Deep Dive: How the Court Reached Its Decision
Statute of Limitations
The court addressed the issue of whether the plaintiff's claims were time-barred under the Carriage of Goods by Sea Act (COGSA) and the contractual provisions contained in the bills of lading. AMC argued that because COGSA applied to the entire period during which the goods were in their custody, the one-year statute of limitations related to claims for loss or damage should preclude the plaintiff's claims. However, the court clarified that COGSA's applicability is limited to the time when goods are actually loaded onto the vessel and discharged from it, and that any contractual extension of COGSA's provisions must be expressly stipulated within the contract. In this case, the court noted that the wrongful acts alleged in the complaint, including breaches of fiduciary duty and fraud, occurred prior to the execution of the bills of lading, which were signed on July 20, 2010. Consequently, the court reasoned that AMC could not retroactively apply the statute of limitations from the bills of lading to bar claims that arose from conduct predating that contract. This led the court to conclude that the relevant statutes of limitations for breach of fiduciary duty, fraud, and negligence, which were not exceeded, were applicable to the case. As a result, the court found that the first three claims were not time-barred and could proceed.

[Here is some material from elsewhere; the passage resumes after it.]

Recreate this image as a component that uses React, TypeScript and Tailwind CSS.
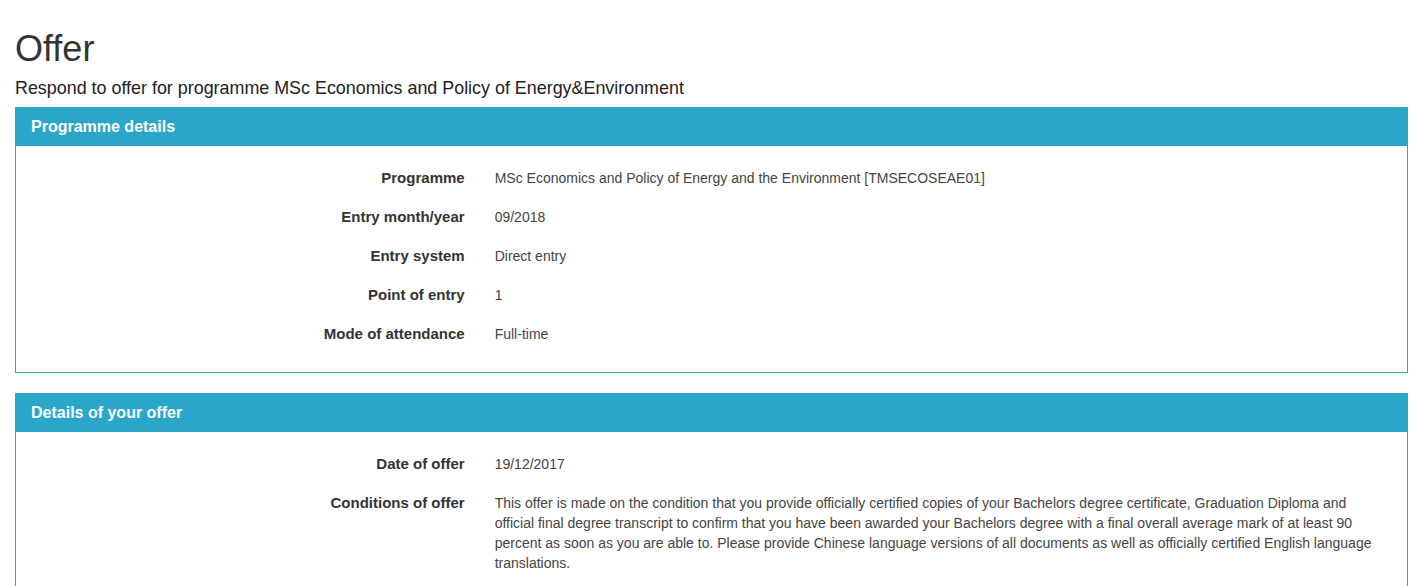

Sufficiency of the Fraud Claim
The court then evaluated AMC's argument that the plaintiff's fraud claim should be dismissed for failing to meet the heightened pleading standards outlined in Rule 9(b) of the Federal Rules of Civil Procedure. AMC contended that the complaint lacked the requisite specificity regarding the fraudulent conduct, including the details of the alleged misrepresentations and omissions. However, the court recognized that the plaintiff's allegations effectively constituted a claim for fraudulent concealment. To fulfill the requirements of Rule 9(b), the complaint needed to specify what omissions occurred, who was responsible for those omissions, the context of the misrepresentations, and what AMC gained through the fraud. The court found that the plaintiff adequately identified AMC's failure to disclose critical information, such as its indebtedness to Barnatrans and the associated risks of the shipment being seized. The complaint also articulated the misleading nature of AMC's omissions and clarified that had MSW been aware of these facts, they would not have retained AMC for the services. Consequently, the court concluded that the fraud claim satisfied the specificity requirements imposed by Rule 9(b) and denied AMC's motion to dismiss this claim.
Jurisdiction Over Remaining Claims
Finally, the court addressed AMC's argument concerning the fourth and fifth claims, which were related to breach of contract and account stated. AMC argued that these claims should be dismissed because they did not meet the $75,000 amount-in-controversy threshold required for diversity jurisdiction under 28 U.S.C. § 1332(a). The court, however, maintained that since the first three claims were not dismissed, it could assume supplemental jurisdiction over the fourth and fifth claims, as they were part of the same case or controversy. The amount at issue for the first three claims exceeded $190,000, which surpassed the jurisdictional requirement. AMC failed to provide any reasoning as to why the fourth and fifth claims would not be considered part of the same controversy as the initial claims. Therefore, as the court concluded that it had jurisdiction over all claims, it denied AMC's motion to dismiss the fourth and fifth causes of action.